Statute of Limitations Considerations
The court addressed the argument regarding the statute of limitations applicable to the co-relators' claims. It noted that federal FCA claims are subject to a six-year statute of limitations, and any claims filed before October 18, 2005, were therefore time-barred. Similarly, the court recognized that the NJFCA does not apply retroactively, dismissing any claims under that act prior to March 13, 2008. The court examined the timeline of the co-relators’ allegations, concluding that some claims fell within the permissible time frame while others did not. Specifically, the court allowed claims related to misconduct occurring between 2010 and 2012 to proceed but dismissed those that were filed outside of the allowable period. This careful scrutiny ensured that the plaintiffs' claims adhered to the established legal time limits.

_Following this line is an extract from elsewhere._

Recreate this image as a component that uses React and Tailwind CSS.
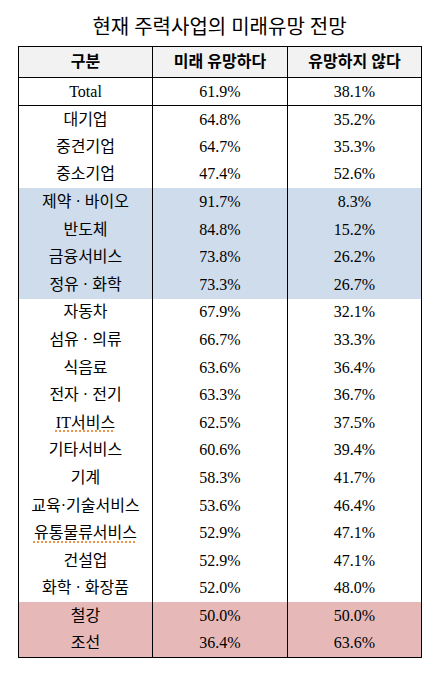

Materiality of Allegations
The court evaluated whether the alleged misconduct was material to the Government's decision to pay for the services rendered. It emphasized that for a claim to be actionable under the FCA, the misrepresentations must be material to the payment decision. The court highlighted that certain regulatory requirements, such as supervision by a registered nurse, were integral to the provision of personal care services. The co-relators provided evidence that the defendant systematically violated these requirements, which the court found significant enough to infer materiality. It concluded that the Government would likely consider such violations pivotal in determining eligibility for reimbursement. Thus, the court allowed claims related to these material issues to proceed, reinforcing the importance of compliance with regulatory standards in healthcare services.
Conclusion on Claims
In its final analysis, the court concluded that while some claims were dismissed due to timing and specificity issues, others were sufficiently pled to proceed in litigation. The court affirmed that the co-relators had met the burden of establishing a plausible case for fraud against Loving Care Agency, Inc. The decision demonstrated the court's recognition of the complexities involved in healthcare fraud cases, particularly concerning the evidentiary requirements for claims made under the FCA and NJFCA. The court's ruling underscored the necessity for plaintiffs to provide specific factual allegations while also allowing for a reasonable inference of fraud based on the details provided. This balance facilitated the continuation of several claims, reflecting the court's commitment to ensuring that valid allegations of fraud could be thoroughly examined in court.